Collect each line holding the string "index".

┌────────

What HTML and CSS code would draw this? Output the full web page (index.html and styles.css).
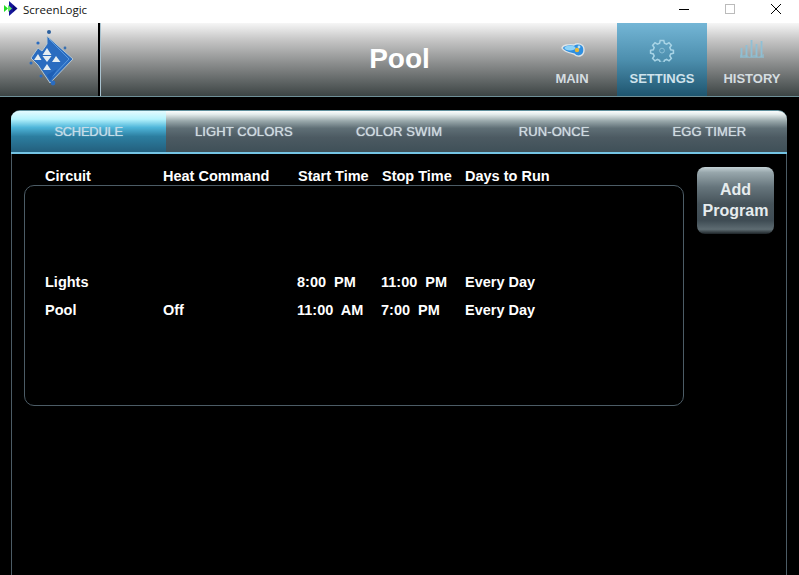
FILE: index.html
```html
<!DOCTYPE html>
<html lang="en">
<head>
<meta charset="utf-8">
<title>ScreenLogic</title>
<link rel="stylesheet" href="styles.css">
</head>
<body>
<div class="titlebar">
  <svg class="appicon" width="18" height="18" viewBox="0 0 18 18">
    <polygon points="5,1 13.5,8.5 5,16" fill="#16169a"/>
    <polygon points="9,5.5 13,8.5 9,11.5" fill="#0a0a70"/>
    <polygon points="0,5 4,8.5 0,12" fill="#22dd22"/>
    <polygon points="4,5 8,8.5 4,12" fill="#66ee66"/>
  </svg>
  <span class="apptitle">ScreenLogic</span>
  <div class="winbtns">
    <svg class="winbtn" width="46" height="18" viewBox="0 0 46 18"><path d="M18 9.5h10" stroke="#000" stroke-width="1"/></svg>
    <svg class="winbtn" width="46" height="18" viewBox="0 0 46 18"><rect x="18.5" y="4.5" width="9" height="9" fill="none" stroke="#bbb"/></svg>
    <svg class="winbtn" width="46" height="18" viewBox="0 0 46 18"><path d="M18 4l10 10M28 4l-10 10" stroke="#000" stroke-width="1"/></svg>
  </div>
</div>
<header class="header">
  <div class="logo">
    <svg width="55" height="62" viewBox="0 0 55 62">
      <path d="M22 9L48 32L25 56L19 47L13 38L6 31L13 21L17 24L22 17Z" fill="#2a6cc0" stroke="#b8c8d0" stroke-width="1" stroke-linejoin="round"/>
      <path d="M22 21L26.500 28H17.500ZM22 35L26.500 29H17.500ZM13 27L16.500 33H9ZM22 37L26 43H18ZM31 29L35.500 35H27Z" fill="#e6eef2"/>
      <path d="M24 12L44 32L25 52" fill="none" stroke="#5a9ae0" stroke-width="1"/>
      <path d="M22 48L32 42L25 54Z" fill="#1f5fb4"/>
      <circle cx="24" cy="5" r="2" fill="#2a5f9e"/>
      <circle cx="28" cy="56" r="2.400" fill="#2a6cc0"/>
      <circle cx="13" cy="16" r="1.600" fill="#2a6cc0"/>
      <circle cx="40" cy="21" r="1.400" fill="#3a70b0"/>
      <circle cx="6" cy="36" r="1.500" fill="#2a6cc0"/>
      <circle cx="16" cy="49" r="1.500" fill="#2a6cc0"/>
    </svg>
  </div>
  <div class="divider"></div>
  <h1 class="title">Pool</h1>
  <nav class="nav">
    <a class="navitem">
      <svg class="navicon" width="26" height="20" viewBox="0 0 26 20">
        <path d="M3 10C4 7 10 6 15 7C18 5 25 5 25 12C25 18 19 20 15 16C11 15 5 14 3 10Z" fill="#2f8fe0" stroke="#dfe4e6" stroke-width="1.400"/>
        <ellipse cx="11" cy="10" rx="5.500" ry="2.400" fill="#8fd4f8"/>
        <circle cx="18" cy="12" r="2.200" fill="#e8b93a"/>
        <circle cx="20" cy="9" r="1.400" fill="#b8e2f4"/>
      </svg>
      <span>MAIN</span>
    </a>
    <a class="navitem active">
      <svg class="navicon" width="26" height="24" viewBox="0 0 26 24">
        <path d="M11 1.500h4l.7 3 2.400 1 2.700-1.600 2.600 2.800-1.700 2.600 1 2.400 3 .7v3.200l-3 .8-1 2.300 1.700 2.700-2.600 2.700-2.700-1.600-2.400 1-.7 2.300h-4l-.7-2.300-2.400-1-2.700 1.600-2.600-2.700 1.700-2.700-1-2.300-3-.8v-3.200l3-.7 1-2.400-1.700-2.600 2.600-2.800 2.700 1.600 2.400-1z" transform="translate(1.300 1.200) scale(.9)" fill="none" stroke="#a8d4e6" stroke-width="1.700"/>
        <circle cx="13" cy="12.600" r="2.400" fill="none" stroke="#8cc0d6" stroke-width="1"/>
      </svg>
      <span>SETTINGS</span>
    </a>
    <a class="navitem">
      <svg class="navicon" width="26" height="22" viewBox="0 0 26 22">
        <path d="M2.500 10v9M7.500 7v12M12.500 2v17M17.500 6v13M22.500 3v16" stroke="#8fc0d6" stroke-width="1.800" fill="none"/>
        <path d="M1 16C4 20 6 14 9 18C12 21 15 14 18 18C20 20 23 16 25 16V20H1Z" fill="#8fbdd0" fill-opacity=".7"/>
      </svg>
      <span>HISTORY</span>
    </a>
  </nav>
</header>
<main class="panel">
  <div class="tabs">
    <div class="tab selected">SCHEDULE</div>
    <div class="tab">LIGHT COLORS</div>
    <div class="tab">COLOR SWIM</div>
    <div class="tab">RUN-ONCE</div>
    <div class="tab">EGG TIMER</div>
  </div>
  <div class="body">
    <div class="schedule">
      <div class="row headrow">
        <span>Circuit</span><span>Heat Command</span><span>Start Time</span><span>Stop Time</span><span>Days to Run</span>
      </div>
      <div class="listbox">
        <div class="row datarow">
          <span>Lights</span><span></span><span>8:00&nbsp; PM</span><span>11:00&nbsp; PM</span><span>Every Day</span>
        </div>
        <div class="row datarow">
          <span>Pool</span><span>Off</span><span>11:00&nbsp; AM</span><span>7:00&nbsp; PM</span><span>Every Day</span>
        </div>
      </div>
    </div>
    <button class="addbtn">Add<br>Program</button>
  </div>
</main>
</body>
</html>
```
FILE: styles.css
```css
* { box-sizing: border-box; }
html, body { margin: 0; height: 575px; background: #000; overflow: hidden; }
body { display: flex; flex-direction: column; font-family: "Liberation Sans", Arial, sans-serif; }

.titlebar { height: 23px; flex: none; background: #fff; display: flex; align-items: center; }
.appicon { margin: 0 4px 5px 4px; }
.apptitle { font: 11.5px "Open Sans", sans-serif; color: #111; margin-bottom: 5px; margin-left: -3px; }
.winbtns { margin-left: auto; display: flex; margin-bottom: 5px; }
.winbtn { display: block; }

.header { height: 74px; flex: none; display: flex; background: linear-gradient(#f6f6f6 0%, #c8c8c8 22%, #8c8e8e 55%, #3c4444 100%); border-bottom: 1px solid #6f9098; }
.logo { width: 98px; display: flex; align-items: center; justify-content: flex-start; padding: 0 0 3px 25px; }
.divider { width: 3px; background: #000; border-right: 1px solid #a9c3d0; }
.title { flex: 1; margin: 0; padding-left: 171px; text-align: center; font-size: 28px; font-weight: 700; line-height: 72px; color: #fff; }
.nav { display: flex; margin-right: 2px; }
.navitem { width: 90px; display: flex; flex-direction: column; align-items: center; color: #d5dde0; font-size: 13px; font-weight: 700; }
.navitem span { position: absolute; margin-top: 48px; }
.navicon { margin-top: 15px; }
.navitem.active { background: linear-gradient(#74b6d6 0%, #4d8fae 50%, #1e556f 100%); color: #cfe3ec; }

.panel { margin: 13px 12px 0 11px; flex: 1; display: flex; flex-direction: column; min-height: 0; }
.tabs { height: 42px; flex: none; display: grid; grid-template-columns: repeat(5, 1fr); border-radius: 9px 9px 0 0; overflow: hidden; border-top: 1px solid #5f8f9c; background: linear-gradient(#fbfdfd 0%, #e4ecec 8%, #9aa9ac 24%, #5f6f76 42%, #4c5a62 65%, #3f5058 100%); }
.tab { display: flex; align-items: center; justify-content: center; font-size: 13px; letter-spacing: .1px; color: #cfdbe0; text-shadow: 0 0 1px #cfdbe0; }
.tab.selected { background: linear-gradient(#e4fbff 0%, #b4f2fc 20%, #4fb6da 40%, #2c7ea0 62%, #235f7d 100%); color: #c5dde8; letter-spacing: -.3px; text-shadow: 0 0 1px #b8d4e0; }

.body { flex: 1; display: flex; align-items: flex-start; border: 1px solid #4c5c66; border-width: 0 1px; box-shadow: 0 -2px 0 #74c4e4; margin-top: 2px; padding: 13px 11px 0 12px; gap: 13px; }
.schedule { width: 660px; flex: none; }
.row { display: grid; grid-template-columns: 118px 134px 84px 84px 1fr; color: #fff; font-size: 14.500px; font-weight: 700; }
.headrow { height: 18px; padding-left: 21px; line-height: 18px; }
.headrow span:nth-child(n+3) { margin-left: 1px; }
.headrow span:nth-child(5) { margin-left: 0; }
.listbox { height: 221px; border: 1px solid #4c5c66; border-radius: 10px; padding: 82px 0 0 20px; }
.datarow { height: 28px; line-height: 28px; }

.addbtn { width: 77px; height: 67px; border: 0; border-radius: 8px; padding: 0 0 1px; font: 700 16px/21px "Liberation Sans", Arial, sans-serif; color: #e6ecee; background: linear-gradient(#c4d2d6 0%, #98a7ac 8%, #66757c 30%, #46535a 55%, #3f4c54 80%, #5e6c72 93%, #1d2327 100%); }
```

└────────
┌────────

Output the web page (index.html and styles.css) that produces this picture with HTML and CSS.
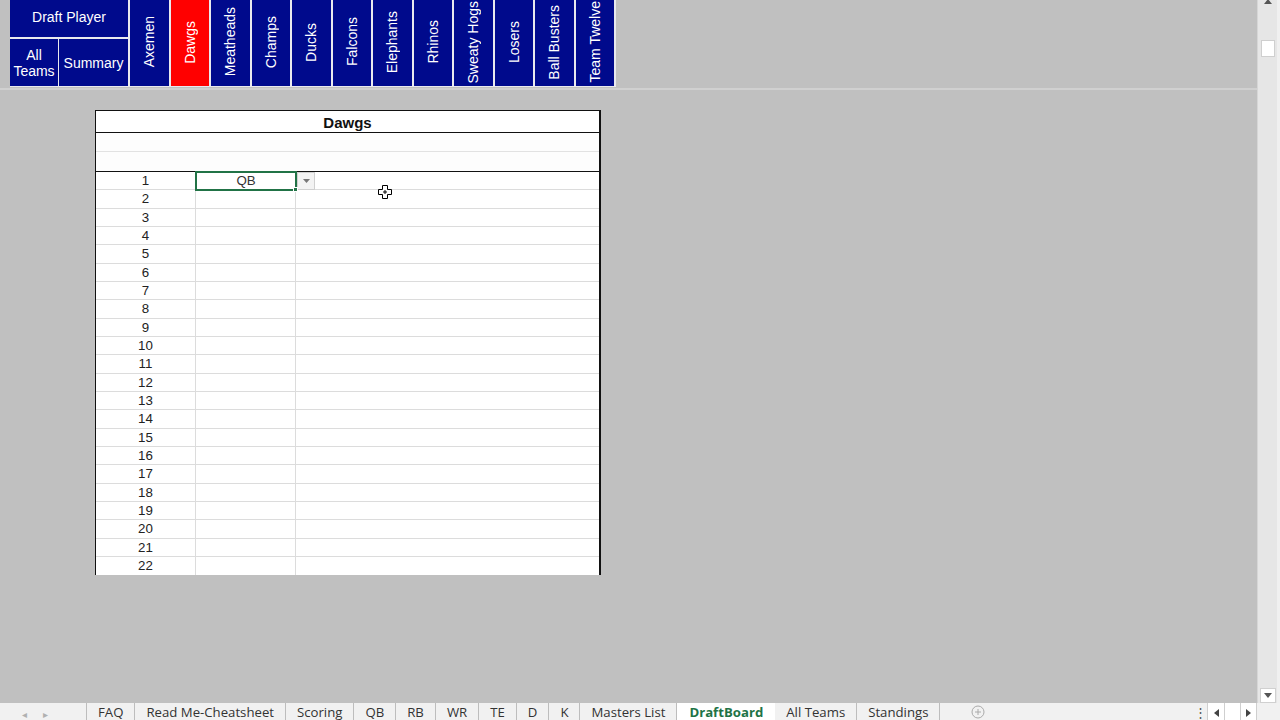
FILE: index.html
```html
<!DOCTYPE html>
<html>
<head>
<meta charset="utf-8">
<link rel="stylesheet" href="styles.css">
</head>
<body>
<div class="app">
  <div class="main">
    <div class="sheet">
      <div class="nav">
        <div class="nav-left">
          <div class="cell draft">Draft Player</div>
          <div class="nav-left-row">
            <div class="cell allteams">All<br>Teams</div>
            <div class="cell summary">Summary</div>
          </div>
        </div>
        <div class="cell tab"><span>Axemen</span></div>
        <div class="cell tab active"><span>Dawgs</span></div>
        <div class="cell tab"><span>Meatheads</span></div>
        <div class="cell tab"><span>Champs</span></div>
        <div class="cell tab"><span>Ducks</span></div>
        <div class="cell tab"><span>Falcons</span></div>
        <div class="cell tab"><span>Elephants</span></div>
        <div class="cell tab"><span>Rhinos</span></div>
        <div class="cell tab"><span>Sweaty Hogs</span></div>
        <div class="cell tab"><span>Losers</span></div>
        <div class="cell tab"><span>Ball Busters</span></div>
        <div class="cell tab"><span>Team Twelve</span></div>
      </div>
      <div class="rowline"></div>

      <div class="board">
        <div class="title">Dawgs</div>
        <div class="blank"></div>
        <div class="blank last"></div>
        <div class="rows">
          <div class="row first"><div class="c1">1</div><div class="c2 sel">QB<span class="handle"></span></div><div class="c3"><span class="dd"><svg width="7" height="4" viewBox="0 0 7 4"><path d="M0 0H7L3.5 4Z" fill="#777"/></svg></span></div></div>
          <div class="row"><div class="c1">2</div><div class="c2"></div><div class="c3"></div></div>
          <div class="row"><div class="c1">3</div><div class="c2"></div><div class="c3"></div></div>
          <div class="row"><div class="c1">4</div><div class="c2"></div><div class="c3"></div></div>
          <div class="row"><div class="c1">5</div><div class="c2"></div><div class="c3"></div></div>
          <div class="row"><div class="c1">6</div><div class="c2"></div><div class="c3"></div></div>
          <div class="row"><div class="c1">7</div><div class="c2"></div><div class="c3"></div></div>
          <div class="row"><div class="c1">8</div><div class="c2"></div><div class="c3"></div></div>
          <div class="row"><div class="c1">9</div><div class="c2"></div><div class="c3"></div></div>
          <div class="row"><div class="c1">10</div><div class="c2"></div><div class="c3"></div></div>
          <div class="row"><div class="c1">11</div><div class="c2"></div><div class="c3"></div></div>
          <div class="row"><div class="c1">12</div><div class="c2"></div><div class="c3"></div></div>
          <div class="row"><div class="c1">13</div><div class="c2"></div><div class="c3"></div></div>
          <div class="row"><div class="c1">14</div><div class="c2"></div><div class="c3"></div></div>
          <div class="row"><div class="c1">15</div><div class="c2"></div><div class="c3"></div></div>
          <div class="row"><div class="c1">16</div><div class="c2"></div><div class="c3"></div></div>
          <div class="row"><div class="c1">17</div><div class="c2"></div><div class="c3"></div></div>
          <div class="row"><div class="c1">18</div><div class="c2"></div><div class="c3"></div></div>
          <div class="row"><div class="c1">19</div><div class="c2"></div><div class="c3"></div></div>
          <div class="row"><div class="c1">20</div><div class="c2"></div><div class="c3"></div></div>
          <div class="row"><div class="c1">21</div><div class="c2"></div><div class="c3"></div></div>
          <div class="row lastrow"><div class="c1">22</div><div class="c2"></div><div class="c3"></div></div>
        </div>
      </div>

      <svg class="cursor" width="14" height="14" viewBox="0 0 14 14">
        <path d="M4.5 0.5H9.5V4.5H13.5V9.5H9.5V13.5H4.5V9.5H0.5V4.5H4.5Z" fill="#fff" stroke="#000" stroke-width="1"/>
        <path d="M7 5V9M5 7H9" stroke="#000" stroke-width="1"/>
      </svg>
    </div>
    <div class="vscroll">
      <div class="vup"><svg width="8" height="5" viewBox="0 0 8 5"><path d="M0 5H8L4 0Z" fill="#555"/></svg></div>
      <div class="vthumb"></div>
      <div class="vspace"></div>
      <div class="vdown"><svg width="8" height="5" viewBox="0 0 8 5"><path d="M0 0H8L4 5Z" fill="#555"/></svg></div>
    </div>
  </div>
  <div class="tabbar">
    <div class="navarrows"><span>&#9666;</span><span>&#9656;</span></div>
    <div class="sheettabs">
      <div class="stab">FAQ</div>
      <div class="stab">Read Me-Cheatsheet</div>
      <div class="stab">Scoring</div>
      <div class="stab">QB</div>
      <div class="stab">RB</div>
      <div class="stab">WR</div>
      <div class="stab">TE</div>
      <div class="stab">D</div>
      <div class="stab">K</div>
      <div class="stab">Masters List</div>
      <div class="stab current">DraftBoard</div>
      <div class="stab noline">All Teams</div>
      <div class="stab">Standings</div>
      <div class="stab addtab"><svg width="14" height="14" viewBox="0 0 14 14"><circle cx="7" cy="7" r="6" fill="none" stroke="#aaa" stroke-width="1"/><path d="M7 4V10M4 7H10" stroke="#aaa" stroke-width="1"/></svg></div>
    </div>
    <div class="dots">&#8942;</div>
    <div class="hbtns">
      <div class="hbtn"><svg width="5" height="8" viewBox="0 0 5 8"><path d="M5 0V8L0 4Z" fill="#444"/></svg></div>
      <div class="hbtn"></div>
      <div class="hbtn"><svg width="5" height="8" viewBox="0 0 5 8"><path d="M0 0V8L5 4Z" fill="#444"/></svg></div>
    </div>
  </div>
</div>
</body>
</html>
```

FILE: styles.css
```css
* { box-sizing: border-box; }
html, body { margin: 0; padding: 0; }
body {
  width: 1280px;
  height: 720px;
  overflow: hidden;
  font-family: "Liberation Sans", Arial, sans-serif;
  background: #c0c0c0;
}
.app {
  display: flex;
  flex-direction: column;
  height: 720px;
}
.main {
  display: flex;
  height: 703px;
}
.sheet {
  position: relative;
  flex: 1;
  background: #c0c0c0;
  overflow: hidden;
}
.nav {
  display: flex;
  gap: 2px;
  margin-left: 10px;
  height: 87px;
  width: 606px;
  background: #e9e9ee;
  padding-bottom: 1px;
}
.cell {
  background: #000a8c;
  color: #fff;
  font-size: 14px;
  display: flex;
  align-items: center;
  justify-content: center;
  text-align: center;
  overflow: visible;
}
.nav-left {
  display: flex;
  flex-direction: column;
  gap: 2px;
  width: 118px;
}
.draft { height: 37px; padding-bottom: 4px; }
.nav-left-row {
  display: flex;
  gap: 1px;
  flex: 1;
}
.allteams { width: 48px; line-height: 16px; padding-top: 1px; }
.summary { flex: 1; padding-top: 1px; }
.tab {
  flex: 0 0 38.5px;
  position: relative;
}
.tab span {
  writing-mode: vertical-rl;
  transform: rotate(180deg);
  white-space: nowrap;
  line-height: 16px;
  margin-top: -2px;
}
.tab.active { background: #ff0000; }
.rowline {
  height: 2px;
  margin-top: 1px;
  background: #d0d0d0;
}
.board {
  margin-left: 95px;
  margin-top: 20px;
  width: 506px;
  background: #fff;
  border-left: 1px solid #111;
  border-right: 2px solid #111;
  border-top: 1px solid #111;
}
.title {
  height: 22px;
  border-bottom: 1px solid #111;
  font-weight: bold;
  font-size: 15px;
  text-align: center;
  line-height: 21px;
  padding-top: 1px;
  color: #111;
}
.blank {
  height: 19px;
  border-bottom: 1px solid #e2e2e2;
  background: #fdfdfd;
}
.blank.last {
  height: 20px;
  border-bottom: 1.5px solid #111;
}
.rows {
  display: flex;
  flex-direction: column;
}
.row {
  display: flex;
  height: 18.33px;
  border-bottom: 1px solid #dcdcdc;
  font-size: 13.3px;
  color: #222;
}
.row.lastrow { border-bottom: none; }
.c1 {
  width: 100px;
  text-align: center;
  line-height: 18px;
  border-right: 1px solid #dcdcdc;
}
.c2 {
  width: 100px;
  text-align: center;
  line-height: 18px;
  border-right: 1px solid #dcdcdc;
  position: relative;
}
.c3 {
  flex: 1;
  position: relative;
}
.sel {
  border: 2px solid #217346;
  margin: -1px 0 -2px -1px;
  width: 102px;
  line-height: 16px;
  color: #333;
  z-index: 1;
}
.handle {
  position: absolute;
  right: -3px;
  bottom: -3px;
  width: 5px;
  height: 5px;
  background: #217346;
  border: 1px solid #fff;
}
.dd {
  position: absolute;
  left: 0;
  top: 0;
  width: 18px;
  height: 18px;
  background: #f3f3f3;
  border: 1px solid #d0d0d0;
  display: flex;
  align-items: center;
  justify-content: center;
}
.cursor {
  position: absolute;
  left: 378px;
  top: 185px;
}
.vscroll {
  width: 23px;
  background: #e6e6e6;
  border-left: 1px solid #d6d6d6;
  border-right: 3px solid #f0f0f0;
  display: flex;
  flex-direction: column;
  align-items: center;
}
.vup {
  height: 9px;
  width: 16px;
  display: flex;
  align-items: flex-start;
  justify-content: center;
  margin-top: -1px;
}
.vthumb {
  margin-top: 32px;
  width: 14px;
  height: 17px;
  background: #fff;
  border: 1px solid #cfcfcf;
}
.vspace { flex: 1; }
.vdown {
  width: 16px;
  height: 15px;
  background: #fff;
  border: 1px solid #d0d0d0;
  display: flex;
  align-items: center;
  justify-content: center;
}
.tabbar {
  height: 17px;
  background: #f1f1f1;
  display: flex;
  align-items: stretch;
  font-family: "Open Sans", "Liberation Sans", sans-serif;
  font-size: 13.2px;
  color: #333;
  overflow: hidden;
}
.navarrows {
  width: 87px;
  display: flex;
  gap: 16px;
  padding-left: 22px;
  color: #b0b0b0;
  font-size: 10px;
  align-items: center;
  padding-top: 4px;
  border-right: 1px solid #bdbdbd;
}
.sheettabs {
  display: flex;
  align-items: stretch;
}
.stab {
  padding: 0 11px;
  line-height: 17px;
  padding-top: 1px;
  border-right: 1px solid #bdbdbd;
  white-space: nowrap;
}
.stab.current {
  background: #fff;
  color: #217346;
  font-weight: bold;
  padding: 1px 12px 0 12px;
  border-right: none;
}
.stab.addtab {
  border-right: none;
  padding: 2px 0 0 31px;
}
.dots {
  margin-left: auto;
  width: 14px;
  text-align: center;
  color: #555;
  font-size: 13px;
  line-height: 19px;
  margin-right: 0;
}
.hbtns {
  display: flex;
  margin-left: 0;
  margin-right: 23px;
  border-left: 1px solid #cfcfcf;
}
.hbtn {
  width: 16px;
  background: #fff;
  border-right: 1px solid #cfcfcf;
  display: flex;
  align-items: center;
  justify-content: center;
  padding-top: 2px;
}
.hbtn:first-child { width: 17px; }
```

└────────

Correct answer:
What HTML and CSS code would draw this? Output the full web page (index.html and styles.css).
FILE: index.html
Output the web page (index.html and styles.css) that produces this picture with HTML and CSS.
FILE: index.html
  z-index: 1;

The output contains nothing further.